─── DATA EXCERPT

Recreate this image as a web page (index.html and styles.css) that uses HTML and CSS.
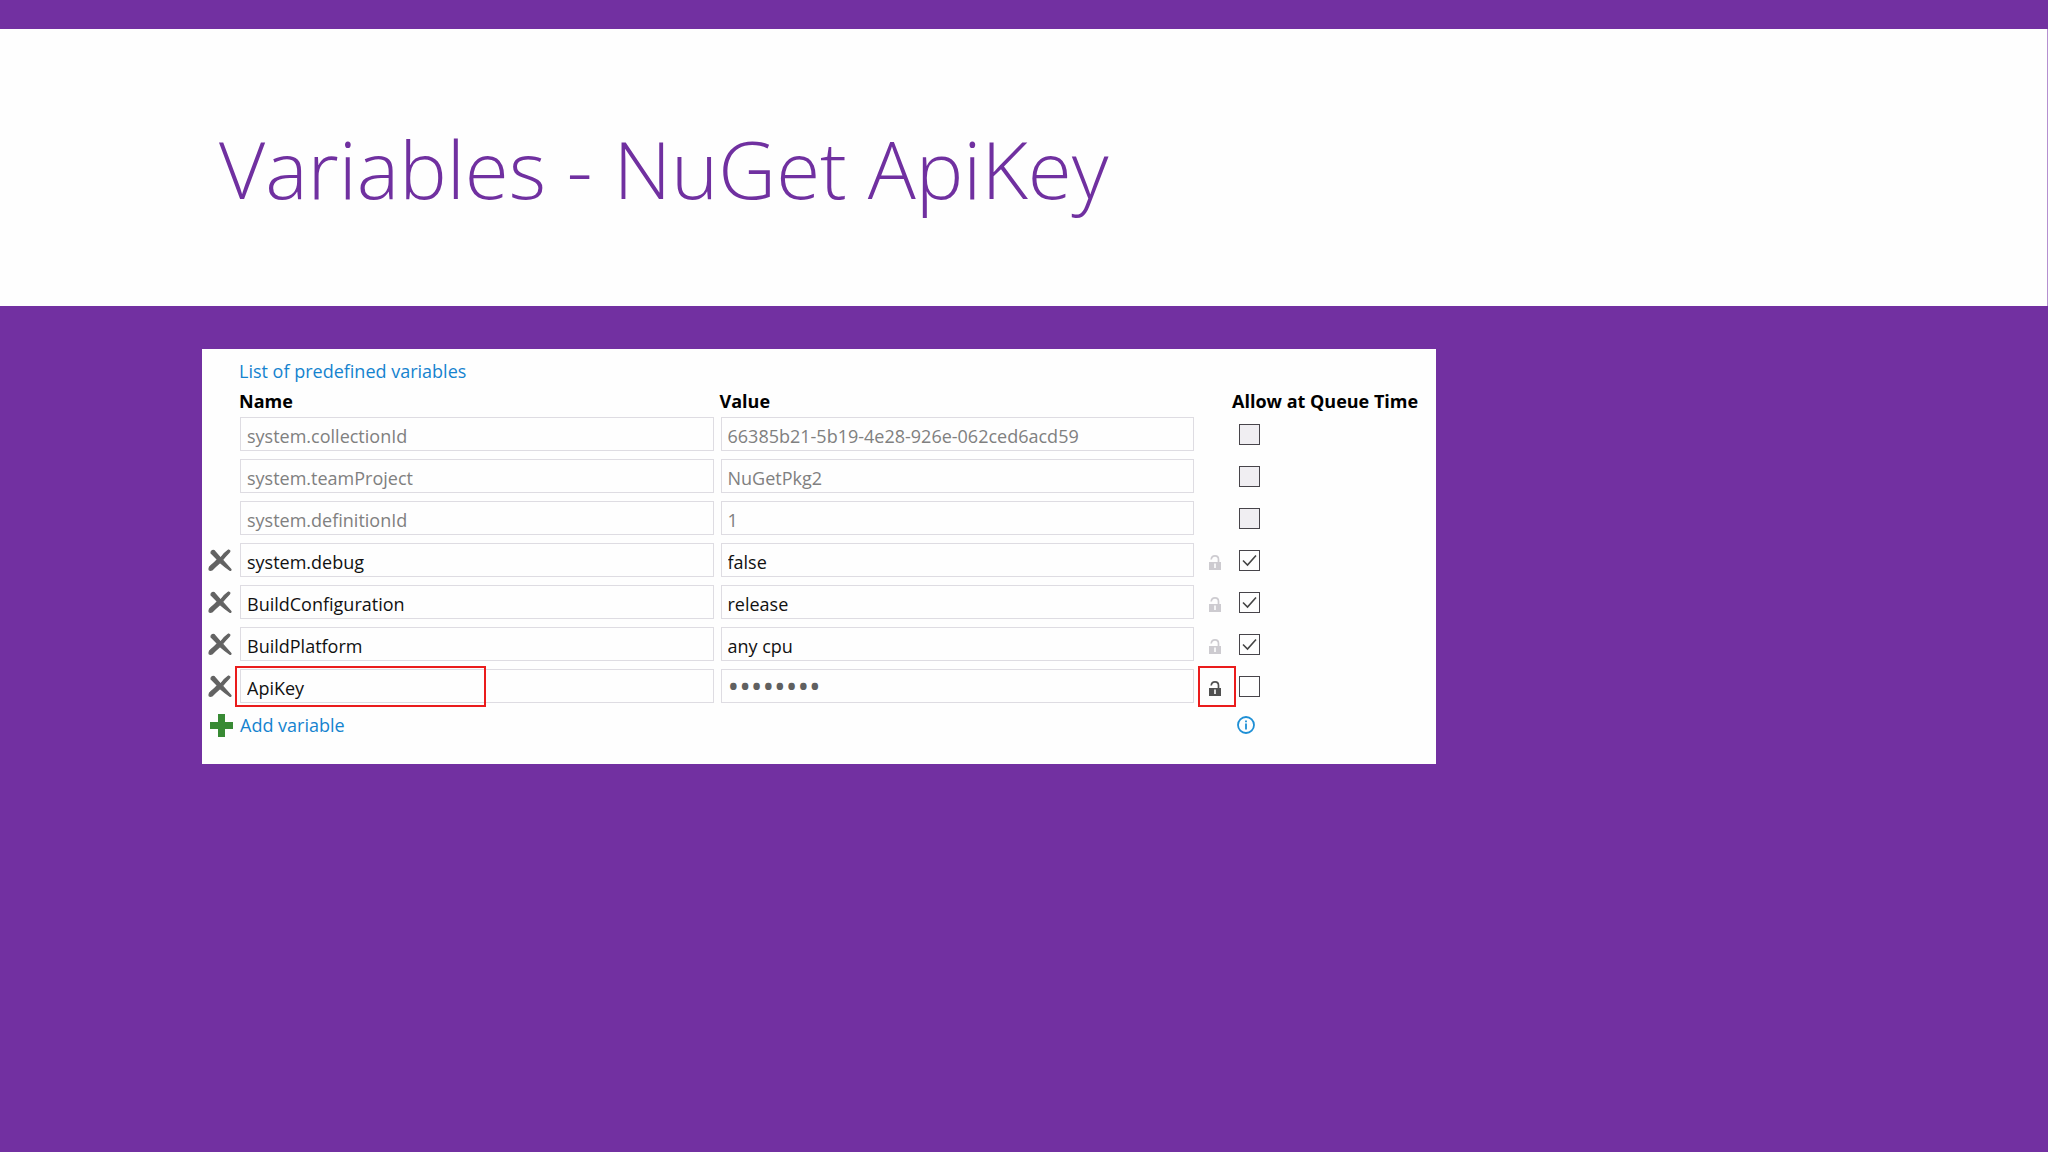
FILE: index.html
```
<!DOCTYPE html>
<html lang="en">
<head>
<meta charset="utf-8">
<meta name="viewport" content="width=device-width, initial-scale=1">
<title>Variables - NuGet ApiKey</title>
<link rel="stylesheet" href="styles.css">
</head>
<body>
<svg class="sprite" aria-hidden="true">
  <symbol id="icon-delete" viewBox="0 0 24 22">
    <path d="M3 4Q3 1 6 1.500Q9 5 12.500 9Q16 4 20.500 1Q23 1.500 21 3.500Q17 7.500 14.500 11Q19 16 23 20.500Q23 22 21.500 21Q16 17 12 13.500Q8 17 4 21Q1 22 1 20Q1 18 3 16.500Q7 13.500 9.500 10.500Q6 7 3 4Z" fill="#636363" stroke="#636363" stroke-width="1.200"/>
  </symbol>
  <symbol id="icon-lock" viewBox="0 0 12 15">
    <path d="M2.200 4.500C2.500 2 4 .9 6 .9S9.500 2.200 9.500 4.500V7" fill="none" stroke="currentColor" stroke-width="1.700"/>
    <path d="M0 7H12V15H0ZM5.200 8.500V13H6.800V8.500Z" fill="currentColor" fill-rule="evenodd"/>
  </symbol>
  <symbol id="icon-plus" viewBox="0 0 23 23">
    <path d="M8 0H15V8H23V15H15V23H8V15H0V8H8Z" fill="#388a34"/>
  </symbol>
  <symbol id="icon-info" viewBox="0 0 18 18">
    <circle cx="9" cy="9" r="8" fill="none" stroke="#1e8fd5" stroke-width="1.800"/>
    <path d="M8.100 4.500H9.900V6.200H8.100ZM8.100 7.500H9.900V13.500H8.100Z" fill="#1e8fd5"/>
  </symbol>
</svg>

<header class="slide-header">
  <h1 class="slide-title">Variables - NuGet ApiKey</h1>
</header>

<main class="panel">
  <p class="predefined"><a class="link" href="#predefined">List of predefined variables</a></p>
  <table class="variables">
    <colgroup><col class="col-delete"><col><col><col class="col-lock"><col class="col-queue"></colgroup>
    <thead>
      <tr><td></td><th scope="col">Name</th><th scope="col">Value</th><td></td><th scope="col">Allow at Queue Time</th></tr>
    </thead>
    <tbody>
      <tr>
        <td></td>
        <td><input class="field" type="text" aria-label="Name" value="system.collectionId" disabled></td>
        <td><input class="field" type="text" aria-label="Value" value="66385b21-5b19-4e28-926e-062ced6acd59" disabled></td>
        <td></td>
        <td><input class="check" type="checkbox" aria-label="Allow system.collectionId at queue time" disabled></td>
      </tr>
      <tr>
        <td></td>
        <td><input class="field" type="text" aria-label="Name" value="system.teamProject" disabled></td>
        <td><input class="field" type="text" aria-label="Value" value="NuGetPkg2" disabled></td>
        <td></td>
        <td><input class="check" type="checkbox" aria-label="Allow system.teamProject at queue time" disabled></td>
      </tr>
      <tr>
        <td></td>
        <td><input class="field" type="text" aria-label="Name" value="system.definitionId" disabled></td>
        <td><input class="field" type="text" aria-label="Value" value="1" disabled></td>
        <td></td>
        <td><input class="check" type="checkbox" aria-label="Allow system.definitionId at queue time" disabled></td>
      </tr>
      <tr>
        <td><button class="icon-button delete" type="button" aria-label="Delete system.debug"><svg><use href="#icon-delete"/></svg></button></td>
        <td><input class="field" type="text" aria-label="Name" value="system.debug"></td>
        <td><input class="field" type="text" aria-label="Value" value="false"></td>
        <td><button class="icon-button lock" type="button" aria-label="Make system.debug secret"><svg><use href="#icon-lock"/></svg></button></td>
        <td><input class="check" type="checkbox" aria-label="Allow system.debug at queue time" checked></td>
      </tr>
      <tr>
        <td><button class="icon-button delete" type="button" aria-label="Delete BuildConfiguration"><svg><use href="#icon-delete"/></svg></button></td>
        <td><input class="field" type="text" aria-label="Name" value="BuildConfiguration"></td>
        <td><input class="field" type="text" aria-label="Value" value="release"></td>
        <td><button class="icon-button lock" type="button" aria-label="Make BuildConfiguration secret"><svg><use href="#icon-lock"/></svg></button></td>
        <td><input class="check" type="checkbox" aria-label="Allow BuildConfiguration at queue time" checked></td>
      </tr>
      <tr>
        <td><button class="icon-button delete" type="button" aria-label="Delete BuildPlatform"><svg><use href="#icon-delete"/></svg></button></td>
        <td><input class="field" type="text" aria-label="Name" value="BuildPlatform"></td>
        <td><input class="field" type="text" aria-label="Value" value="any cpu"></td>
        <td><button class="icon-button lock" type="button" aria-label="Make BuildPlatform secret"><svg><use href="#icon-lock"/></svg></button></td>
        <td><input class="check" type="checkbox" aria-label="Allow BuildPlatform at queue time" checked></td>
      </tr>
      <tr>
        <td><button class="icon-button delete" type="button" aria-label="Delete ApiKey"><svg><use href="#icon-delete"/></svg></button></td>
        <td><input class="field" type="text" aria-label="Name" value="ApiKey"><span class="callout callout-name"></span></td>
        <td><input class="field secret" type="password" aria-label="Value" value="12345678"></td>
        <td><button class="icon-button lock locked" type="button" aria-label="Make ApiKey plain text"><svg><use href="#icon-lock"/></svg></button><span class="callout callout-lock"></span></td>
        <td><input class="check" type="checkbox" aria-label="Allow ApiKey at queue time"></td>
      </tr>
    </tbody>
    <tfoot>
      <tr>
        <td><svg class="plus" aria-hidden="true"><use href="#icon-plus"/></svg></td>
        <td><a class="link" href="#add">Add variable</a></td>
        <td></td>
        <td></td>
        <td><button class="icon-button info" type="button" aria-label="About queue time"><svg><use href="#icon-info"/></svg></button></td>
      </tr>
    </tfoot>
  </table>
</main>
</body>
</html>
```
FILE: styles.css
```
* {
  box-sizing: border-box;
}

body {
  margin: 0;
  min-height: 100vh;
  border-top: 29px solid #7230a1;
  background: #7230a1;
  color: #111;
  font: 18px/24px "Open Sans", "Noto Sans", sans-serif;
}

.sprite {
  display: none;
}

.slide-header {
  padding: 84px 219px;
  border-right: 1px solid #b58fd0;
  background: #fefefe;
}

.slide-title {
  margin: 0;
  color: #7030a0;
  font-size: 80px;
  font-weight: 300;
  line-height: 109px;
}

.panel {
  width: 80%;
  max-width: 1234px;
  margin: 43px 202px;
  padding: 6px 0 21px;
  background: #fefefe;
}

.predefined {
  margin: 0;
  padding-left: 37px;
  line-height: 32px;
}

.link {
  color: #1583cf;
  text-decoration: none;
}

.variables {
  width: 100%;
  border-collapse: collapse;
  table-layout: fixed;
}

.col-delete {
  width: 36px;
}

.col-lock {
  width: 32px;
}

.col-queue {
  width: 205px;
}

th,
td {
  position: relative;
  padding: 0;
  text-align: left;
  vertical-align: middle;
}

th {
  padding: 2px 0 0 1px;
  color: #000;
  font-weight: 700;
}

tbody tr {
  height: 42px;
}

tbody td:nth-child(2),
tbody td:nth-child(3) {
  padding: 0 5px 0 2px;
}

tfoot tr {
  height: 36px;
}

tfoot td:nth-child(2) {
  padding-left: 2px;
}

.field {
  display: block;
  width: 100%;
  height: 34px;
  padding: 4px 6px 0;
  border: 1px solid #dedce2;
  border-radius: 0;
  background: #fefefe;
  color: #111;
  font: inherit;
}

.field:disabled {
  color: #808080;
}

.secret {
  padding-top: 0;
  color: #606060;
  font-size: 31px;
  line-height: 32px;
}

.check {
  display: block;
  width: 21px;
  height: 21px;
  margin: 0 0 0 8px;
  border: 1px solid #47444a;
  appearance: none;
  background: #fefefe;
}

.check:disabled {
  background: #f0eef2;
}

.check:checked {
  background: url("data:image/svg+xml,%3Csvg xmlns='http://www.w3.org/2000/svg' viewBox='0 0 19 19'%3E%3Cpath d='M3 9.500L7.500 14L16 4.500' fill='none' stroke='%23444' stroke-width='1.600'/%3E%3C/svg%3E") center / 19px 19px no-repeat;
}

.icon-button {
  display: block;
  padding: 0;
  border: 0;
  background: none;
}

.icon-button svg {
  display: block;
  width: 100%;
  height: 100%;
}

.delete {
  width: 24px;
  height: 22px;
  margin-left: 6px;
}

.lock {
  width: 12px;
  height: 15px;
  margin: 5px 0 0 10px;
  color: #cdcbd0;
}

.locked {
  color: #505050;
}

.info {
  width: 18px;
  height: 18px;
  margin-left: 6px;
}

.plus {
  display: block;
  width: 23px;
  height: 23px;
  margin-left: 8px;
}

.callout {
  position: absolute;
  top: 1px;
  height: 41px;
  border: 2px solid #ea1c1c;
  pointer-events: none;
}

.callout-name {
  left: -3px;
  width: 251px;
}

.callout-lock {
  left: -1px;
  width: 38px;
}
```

──────

### [WORK TO COMPLETE]
What is the number of lines above that hold the string "index"? Answer with that number alone.

### [FINISHED TASK]
2